Wir haben das Ende unserer Reise (die mir mit Sicherheit tausend Mal länger vorgekommen ist, al den Männern, die mich "begleiten") fast erreicht. Der Tod wird in wenigen Minuten von meinem Körper Besitz ergreifen. Ich erwarte ihn; sehne mich förmlich nach der wohltuenden Schwärze.
Wir kommen zu einer Tür. Sie ist aus Metall und sehr dick. Durch ein kleines Fenster kann ich einen weiteren Mann in Uniform sehen. Sein Blick ist kühle Gleichgültigkeit, wie der der anderen beiden. Er hat auf unser Eintreffen gewartet. Er öffnet die Tür und wir treten ein. Ein weiterer Gang tut sich vor uns auf, doch kürzer als der vorherige. Das Leiden wird bald vorbei sein.
Ich schicke ein Stoßgebet gen Himmel und weiß, dass es dort gehört wird.
Wir erreichen die nächste schwere Stahltür.

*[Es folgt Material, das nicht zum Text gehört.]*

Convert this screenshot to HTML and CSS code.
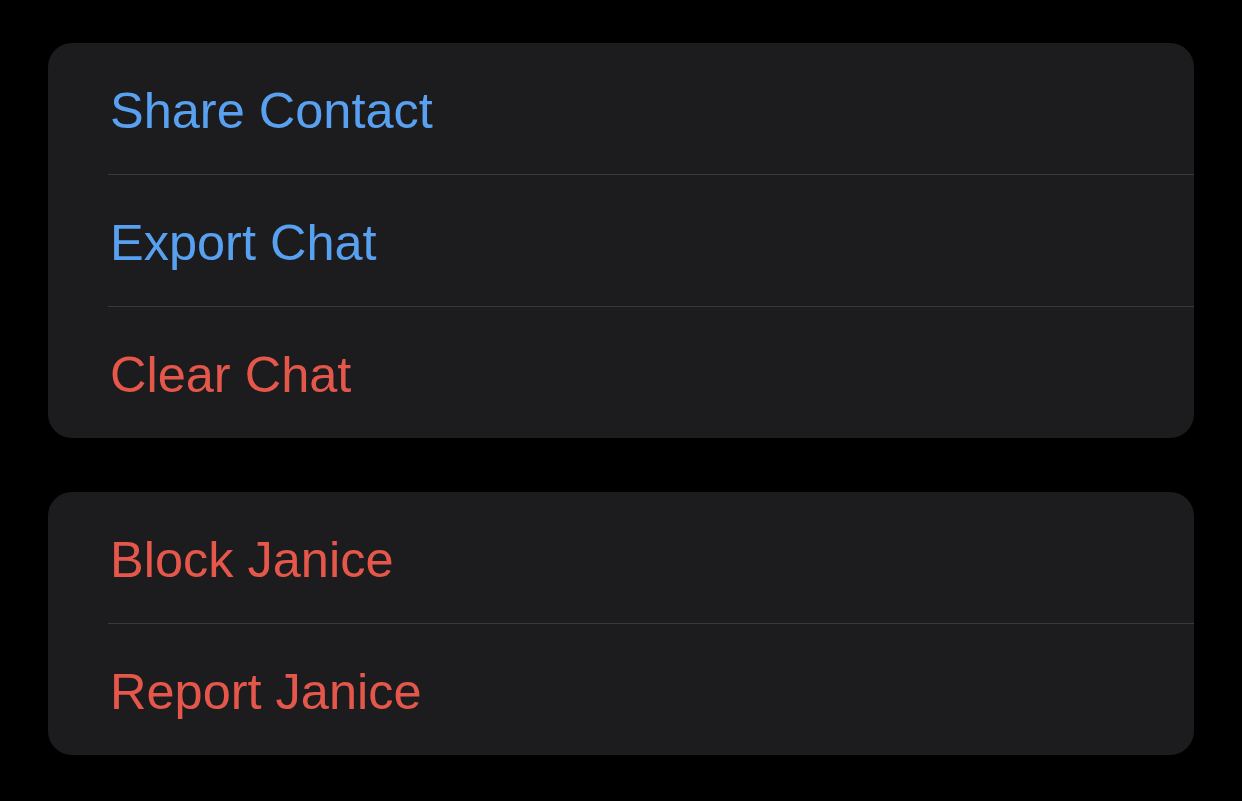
FILE: index.html
```html
<!DOCTYPE html>
<html>
<head>
<meta charset="utf-8">
<link rel="stylesheet" href="styles.css">
</head>
<body>
<div class="page">
  <div class="group">
    <div class="row blue"><span>Share Contact</span></div>
    <div class="row blue"><span>Export Chat</span></div>
    <div class="row red"><span>Clear Chat</span></div>
  </div>
  <div class="group">
    <div class="row red"><span>Block Janice</span></div>
    <div class="row red"><span>Report Janice</span></div>
  </div>
</div>
</body>
</html>
```
FILE: styles.css
```css
html, body {
  margin: 0;
  padding: 0;
  background: #000;
}
body {
  width: 1242px;
  height: 801px;
  overflow: hidden;
  font-family: "Liberation Sans", Arial, sans-serif;
}
.page {
  padding: 43px 48px 0 48px;
  display: flex;
  flex-direction: column;
  gap: 54px;
}
.group {
  background: #1c1c1e;
  border-radius: 24px;
  overflow: hidden;
}
.row {
  margin-left: 60px;
  padding-left: 2px;
  height: 132px;
  box-sizing: border-box;
  padding-top: 4px;
  line-height: 127px;
  font-size: 50.5px;
  white-space: nowrap;
}
.row + .row {
  border-top: 1px solid #38383a;
  height: 132px;
}
.row:first-child {
  height: 131px;
}
.blue { color: #58a0f0; }
.red { color: #e6574b; }
```
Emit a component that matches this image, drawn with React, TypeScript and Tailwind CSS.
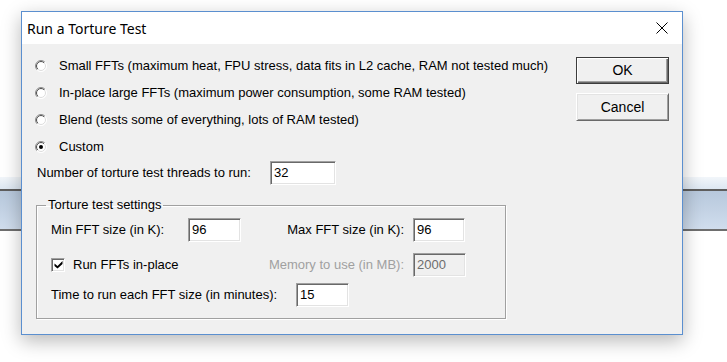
const ui = { fontFamily: '"Liberation Sans", Arial, sans-serif' };

function Radio({ checked }: { checked?: boolean }) {
  return (
    <svg width="12" height="12" viewBox="0 0 12 12" className="shrink-0">
      <defs>
        <linearGradient id="ro" x1="0" y1="0" x2="1" y2="1">
          <stop offset="0.5" stopColor="#8a8a8a" />
          <stop offset="0.5" stopColor="#ffffff" />
        </linearGradient>
        <linearGradient id="ri" x1="0" y1="0" x2="1" y2="1">
          <stop offset="0.5" stopColor="#4a4a4a" />
          <stop offset="0.5" stopColor="#dcdcdc" />
        </linearGradient>
      </defs>
      <circle cx="6" cy="6" r="5.5" fill="#fff" stroke="url(#ro)" />
      <circle cx="6" cy="6" r="4.5" fill="#fff" stroke="url(#ri)" />
      {checked && <circle cx="6" cy="6" r="2" fill="#000" />}
    </svg>
  );
}

function Field({ value, w, disabled }: { value: string; w: string; disabled?: boolean }) {
  return (
    <div
      className={`${w} h-[24px] shrink-0 border border-t-[#a0a0a0] border-l-[#a0a0a0] border-r-white border-b-white shadow-[inset_1px_1px_0_#696969,inset_-1px_-1px_0_#e3e3e3] pl-[3px] flex items-center text-[13px] ${
        disabled ? "bg-[#f0f0f0] text-[#6d6d6d]" : "bg-white text-black"
      }`}
    >
      {value}
    </div>
  );
}

export default function App() {
  return (
    <div className="relative w-[727px] h-[362px] bg-white overflow-hidden" style={ui}>
      {/* desktop window strip behind the dialog */}
      <div className="mt-[177px] h-[12px] bg-gradient-to-b from-[#f2f6fa] to-[#dde7f2]" />
      <div className="h-[2px] bg-[#5e5e5e]" />
      <div className="h-[38px] bg-gradient-to-b from-[#b7c8dc] to-[#d0dded]" />
      <div className="h-[2px] bg-[#6e6e6e]" />

      {/* dialog */}
      <div className="absolute left-[21px] top-[11px] w-[662px] h-[324px] border border-[#5b8fcf] bg-[#f0f0f0] shadow-[0_6px_18px_rgba(0,0,0,0.28)] flex flex-col">
        <div className="h-[32px] bg-white flex items-center justify-between pl-[5px] pr-[14px]">
          <span className="text-[14px] text-black" style={{ fontFamily: '"Noto Sans", sans-serif' }}>
            Run a Torture Test
          </span>
          <svg width="12" height="12" viewBox="0 0 12 12">
            <path d="M0.5 0.5L11.5 11.5M11.5 0.5L0.5 11.5" stroke="#000" strokeWidth="1" />
          </svg>
        </div>

        <div className="flex flex-1 text-[13px] text-black">
          <div className="flex-1 flex flex-col pt-[8px]">
            {[
              "Small FFTs (maximum heat, FPU stress, data fits in L2 cache, RAM not tested much)",
              "In-place large FFTs (maximum power consumption, some RAM tested)",
              "Blend (tests some of everything, lots of RAM tested)",
              "Custom",
            ].map((t, i) => (
              <div key={t} className="h-[27px] flex items-center pl-[13px] gap-[12px] whitespace-nowrap">
                <Radio checked={i === 3} />
                <span>{t}</span>
              </div>
            ))}

            <div className="h-[26px] flex items-center pl-[15px]">
              <span className="w-[233px]">Number of torture test threads to run:</span>
              <Field value="32" w="w-[66px]" />
            </div>

            <fieldset className="mt-[11px] ml-[14px] w-[470px] border border-[#a0a0a0] shadow-[1px_1px_0_#fff,inset_1px_1px_0_#fff] pl-[14px] pt-[5px] pb-[12px]">
              <legend className="-ml-[5px] px-[2px] leading-[16px]">Torture test settings</legend>

              <div className="h-[23px] flex items-center">
                <span className="w-[137px]">Min FFT size (in K):</span>
                <Field value="96" w="w-[53px]" />
                <span className="w-[172px] text-right pr-[9px]">Max FFT size (in K):</span>
                <Field value="96" w="w-[52px]" />
              </div>

              <div className="mt-[12px] h-[23px] flex items-center">
                <div className="w-[190px] flex items-center gap-[8px]">
                  <div className="w-[14px] h-[14px] border border-t-[#a0a0a0] border-l-[#a0a0a0] border-r-white border-b-white shadow-[inset_1px_1px_0_#696969,inset_-1px_-1px_0_#e3e3e3] bg-white flex items-center justify-center">
                    <svg width="9" height="9" viewBox="0 0 9 9">
                      <path d="M0.5 3.5L3.5 6L8.5 1V4L3.5 8.5L0.5 6Z" fill="#000" />
                    </svg>
                  </div>
                  <span>Run FFTs in-place</span>
                </div>
                <span className="w-[172px] text-right pr-[9px] text-[#a0a0a0]">Memory to use (in MB):</span>
                <Field value="2000" w="w-[53px]" disabled />
              </div>

              <div className="mt-[7px] h-[23px] flex items-center">
                <span className="w-[245px]">Time to run each FFT size (in minutes):</span>
                <Field value="15" w="w-[53px]" />
              </div>
            </fieldset>
          </div>

          <div className="w-[93px] mr-[13px] mt-[13px] flex flex-col gap-[9px]">
            <button className="h-[27px] border border-[#3c3c3c] bg-[#f0f0f0] shadow-[inset_1px_1px_0_#fff,inset_-1px_-1px_0_#696969,inset_-2px_-2px_0_#a0a0a0] text-[14px]">
              OK
            </button>
            <button className="h-[28px] border border-t-white border-l-white border-r-[#696969] border-b-[#696969] bg-[#f0f0f0] shadow-[inset_1px_1px_0_#e3e3e3,inset_-1px_-1px_0_#a0a0a0] text-[14px]">
              Cancel
            </button>
          </div>
        </div>
      </div>
    </div>
  );
}
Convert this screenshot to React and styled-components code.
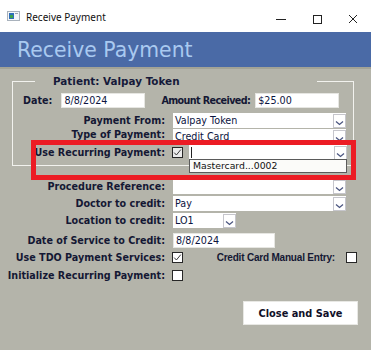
import React from "react";
import styled, { createGlobalStyle } from "styled-components";

const Global = createGlobalStyle`
  html, body { margin: 0; padding: 0; }
  body { background: #b4b4aa; width: 371px; height: 350px; overflow: hidden; }
  * { box-sizing: border-box; }
`;

const Window = styled.div`
  position: relative;
  width: 371px;
  height: 350px;
  background: #b4b4aa;
  font-family: "DejaVu Sans", Verdana, sans-serif;
`;

const TitleBar = styled.div`
  height: 32px;
  background: #ffffff;
  display: flex;
  align-items: center;
  padding-left: 7px;
`;

const TitleText = styled.span`
  font-family: "Noto Sans", "Segoe UI", sans-serif;
  font-size: 10px;
  color: #111;
  margin-left: 6px;
  margin-top: 2px;
`;

const Controls = styled.div`
  margin-left: auto;
  display: flex;
  align-items: center;
  height: 100%;
`;

const CtrlBtn = styled.div`
  width: ${(p) => p.$w}px;
  height: 100%;
  display: flex;
  align-items: center;
  justify-content: center;
  padding-top: 5px;
`;

const Header = styled.div`
  height: 37px;
  background: #4a6aa6;
  border-bottom: 2px solid #a3a396;
  padding-left: 17px;
  display: flex;
  align-items: center;
`;

const HeaderTitle = styled.h1`
  margin: 0;
  font-family: "DejaVu Sans", Verdana, sans-serif;
  font-weight: normal;
  font-size: 20.4px;
  color: #a9c9f0;
  line-height: 1;
  margin-top: 2px;
`;

const Group = styled.fieldset`
  margin: 6px 0 0 12px;
  width: 342px;
  padding: 0 0 5px 0;
  border: 1px solid #f2f2ee;
  min-width: 0;
`;

const Legend = styled.legend`
  margin-left: 22px;
  padding: 0 0 0 18px;
  width: 282px;
  height: 13px;
  line-height: 13px;
  font-weight: bold;
  font-size: 10.4px;
  color: #161a3a;
  white-space: nowrap;
`;

const DateRow = styled.div`
  display: flex;
  align-items: center;
  height: 15px;
  margin-top: 5px;
  padding-left: 10px;
`;

const Label = styled.span`
  font-weight: bold;
  font-size: 9.6px;
  color: #141834;
  white-space: nowrap;
  letter-spacing: ${(p) => p.$ls || 0}px;
  margin-left: ${(p) => p.$ml || 0}px;
`;

const LabelCell = styled(Label)`
  text-align: right;
  position: relative;
  top: ${(p) => p.$dy || 0}px;
`;

const Row = styled.div`
  display: grid;
  grid-template-columns: ${(p) => p.$lw}px 1fr;
  column-gap: 7px;
  align-items: center;
  height: 15px;
  margin-top: ${(p) => p.$mt || 0}px;
  width: ${(p) => (p.$width ? p.$width + "px" : "auto")};
`;

const Input = styled.div`
  width: ${(p) => p.$w}px;
  height: 15px;
  background: #ffffff;
  border: 1px solid #e6e6e2;
  margin-left: ${(p) => p.$ml || 0}px;
  font-size: 9.6px;
  line-height: 13px;
  padding-left: 2px;
  color: #0c1440;
  white-space: nowrap;
  overflow: hidden;
`;

const SelectBox = styled.div`
  position: relative;
  width: ${(p) => p.$w}px;
  height: 15px;
  margin-left: ${(p) => p.$ml ?? 1}px;
  background: #ffffff;
  display: flex;
  align-items: center;
`;

const SelectValue = styled.span`
  flex: 1;
  font-size: 9.6px;
  color: #0c1440;
  padding-left: 2px;
  white-space: nowrap;
  overflow: hidden;
`;

const Caret = styled.span`
  width: 1px;
  height: 11px;
  background: #222;
  margin-left: 2px;
`;

const ArrowBtn = styled.div`
  width: 13px;
  height: 14px;
  border: 1px solid #c6c6cc;
  background: #ffffff;
  display: flex;
  align-items: flex-end;
  justify-content: center;
  padding-bottom: 1px;
`;

const DropList = styled.div`
  position: absolute;
  top: 14px;
  left: 0;
  width: 158px;
  height: 14px;
  background: #fbfbf9;
  border: 1px solid #5a5a5a;
  font-size: 9.3px;
  line-height: 12px;
  color: #111;
  padding-left: 3px;
  z-index: 2;
`;

const Check = styled.div`
  width: 11px;
  height: 11px;
  border: 1px solid #262626;
  background: ${(p) => (p.$gray ? "#ececec" : "#ffffff")};
  display: flex;
  align-items: center;
  justify-content: center;
  flex: none;
`;

const CheckWrap = styled.div`
  display: flex;
  align-items: center;
`;

const Controls2 = styled.div`
  display: flex;
  align-items: center;
  gap: ${(p) => p.$gap || 0}px;
`;

const Outside = styled.div`
  display: flex;
  flex-direction: column;
  gap: 2px;
  margin-top: 13px;
`;

const AltLabel = styled.span`
  margin-left: auto;
  margin-right: 11px;
  font-family: "Liberation Sans", Arial, sans-serif;
  font-weight: bold;
  font-size: 10px;
  letter-spacing: -0.2px;
  color: #141834;
  white-space: nowrap;
`;

const ButtonRow = styled.div`
  display: flex;
  justify-content: flex-end;
  padding-right: 13px;
  margin-top: 18px;
`;

const SaveButton = styled.button`
  width: 115px;
  height: 24px;
  background: #ffffff;
  border: 1px solid #e8e8e4;
  font-family: "DejaVu Sans", Verdana, sans-serif;
  font-weight: bold;
  font-size: 9.8px;
  color: #101028;
  padding: 0;
  cursor: pointer;
`;

const RedFrame = styled.div`
  position: absolute;
  left: 31px;
  top: 140px;
  width: 325px;
  height: 40px;
  border: 5px solid #ec1c24;
  pointer-events: none;
  z-index: 3;
`;

const Chevron = () => (
  <svg width="9" height="6" viewBox="0 0 9 6">
    <polyline points="1,1.5 4.5,4.5 8,1.5" fill="none" stroke="#4b5680" strokeWidth="1.3" />
  </svg>
);

const Tick = () => (
  <svg width="9" height="9" viewBox="0 0 9 9">
    <polyline points="1.2,4.6 3.4,7 7.8,1.6" fill="none" stroke="#3a3a3a" strokeWidth="1" />
  </svg>
);

const Select = ({ w, ml, value, caret, children }) => (
  <SelectBox $w={w} $ml={ml}>
    {caret ? <Caret /> : null}
    <SelectValue>{value}</SelectValue>
    <ArrowBtn>
      <Chevron />
    </ArrowBtn>
    {children}
  </SelectBox>
);

const Checkbox = ({ checked, gray }) => (
  <Check $gray={gray}>{checked ? <Tick /> : null}</Check>
);

const AppIcon = () => (
  <svg width="13" height="10" viewBox="0 0 13 10">
    <rect x="0.5" y="0.5" width="12" height="9" fill="#f4f6f8" stroke="#a9b2bc" />
    <rect x="2" y="2" width="5" height="6" fill="#2f6fb8" />
    <rect x="3" y="4" width="3" height="3" fill="#3fa44c" />
    <rect x="8" y="2" width="3" height="1" fill="#9aa4b0" />
  </svg>
);

export default function App() {
  return (
    <>
      <Global />
      <Window>
        <TitleBar>
          <AppIcon />
          <TitleText>Receive Payment</TitleText>
          <Controls>
            <CtrlBtn $w={36}>
              <svg width="10" height="10" viewBox="0 0 10 10">
                <line x1="0" y1="5.5" x2="10" y2="5.5" stroke="#222" strokeWidth="1" />
              </svg>
            </CtrlBtn>
            <CtrlBtn $w={36}>
              <svg width="10" height="10" viewBox="0 0 10 10">
                <rect x="1.5" y="1.5" width="8" height="8" fill="none" stroke="#222" strokeWidth="1" />
              </svg>
            </CtrlBtn>
            <CtrlBtn $w={36}>
              <svg width="10" height="10" viewBox="0 0 10 10">
                <line x1="1" y1="1" x2="9" y2="9" stroke="#222" strokeWidth="1" />
                <line x1="9" y1="1" x2="1" y2="9" stroke="#222" strokeWidth="1" />
              </svg>
            </CtrlBtn>
          </Controls>
        </TitleBar>
        <Header>
          <HeaderTitle>Receive Payment</HeaderTitle>
        </Header>

        <Group>
          <Legend>Patient: Valpay Token</Legend>
          <DateRow>
            <Label>Date:</Label>
            <Input $w={84} $ml={9}>8/8/2024</Input>
            <Label $ls={-0.6} $ml={16}>Amount Received:</Label>
            <Input $w={84} $ml={5}>$25.00</Input>
          </DateRow>
          <Row $lw={152} $mt={5}>
            <LabelCell>Payment From:</LabelCell>
            <Select w={173} value="Valpay Token" />
          </Row>
          <Row $lw={152} $mt={1}>
            <LabelCell $dy={-2}>Type of Payment:</LabelCell>
            <Select w={173} value="Credit Card" />
          </Row>
          <Row $lw={152} $mt={1}>
            <LabelCell>Use Recurring Payment:</LabelCell>
            <Controls2 $gap={6}>
              <Checkbox checked gray />
              <Select w={158} ml={0} value="" caret>
                <DropList>Mastercard...0002</DropList>
              </Select>
            </Controls2>
          </Row>
        </Group>

        <Outside>
          <Row $lw={165}>
            <LabelCell>Procedure Reference:</LabelCell>
            <Select w={173} value="" />
          </Row>
          <Row $lw={165}>
            <LabelCell>Doctor to credit:</LabelCell>
            <Select w={173} value="Pay" />
          </Row>
          <Row $lw={165}>
            <LabelCell>Location to credit:</LabelCell>
            <Select w={63} value="LO1" />
          </Row>
          <Row $lw={165} $mt={3}>
            <LabelCell>Date of Service to Credit:</LabelCell>
            <Input $w={102} $ml={1}>8/8/2024</Input>
          </Row>
          <Row $lw={165} $width={357}>
            <LabelCell>Use TDO Payment Services:</LabelCell>
            <CheckWrap>
              <Checkbox checked />
              <AltLabel>Credit Card Manual Entry:</AltLabel>
              <Checkbox />
            </CheckWrap>
          </Row>
          <Row $lw={165} $mt={1}>
            <LabelCell>Initialize Recurring Payment:</LabelCell>
            <CheckWrap>
              <Checkbox />
            </CheckWrap>
          </Row>
        </Outside>

        <ButtonRow>
          <SaveButton>Close and Save</SaveButton>
        </ButtonRow>

        <RedFrame />
      </Window>
    </>
  );
}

Wieder mit Fenster, nur sitzt dahinter diesmal kein Mann. Einer meiner Begleiter holt einen Schlüsselbund aus seiner Jackentasche. Die Schlüssel sehen allesamt alt und hart aus. Jeder einzelne ist durchnumeriert. Er greift sich die 13 und ich muss fast lachen. Sie haben einen schrägen Sinn für Humor.
Ich unterdrücke das Lachen, und zum ersten Mal spüre ich so etwas wie Angst. Es ist schwachsinnig, den ich brauche mich nicht zu fürchten. Gott hat mir vergeben und wird mir das Ewige Leben schenken, an seiner Seite. Doch die Schmerzen! Ja, vor denen fürchte ich mich, auch wenn mir von mehreren Stellen berichtet wurde, dass es schnell gehen wird, und man von den Schmerzen kaum etwas mitbekommt.
Die Tür wird geöffnet und ich sehe die Amatur, auf der ich sterben werde. Ein Mann mit weißem Kittel (ein Arzt) ist anwesend - er wird später meinen Tod feststellen und die Uhrzeit fürs Protokoll festhalten. Er schafft es, ein gequältes Lächeln auf seine Lippen zu zaubern. Es soll aufmunternd wirken.Er ist ein Gegner der Todesstrafe.
Ich lege mich auf die Liege und die Wärter schnallen meine ausgebreiteten Arme fest - ich sehe aus, wie der am Kreuz hängende Jesus Christus. Und dann wird eine Infusion gelegt. Wenige Augenblicke später wird Gift in meinen Körper gepumpt - tödliches Gift. Ich verkrampfe, doch schaffe es, die Schmerzen ohne Schreie zu ertragen. In meinem Kopf wird es nebelig, die letzten Worte, die meinen Mund verlassen, sind die des Glaubensbekenntnisses.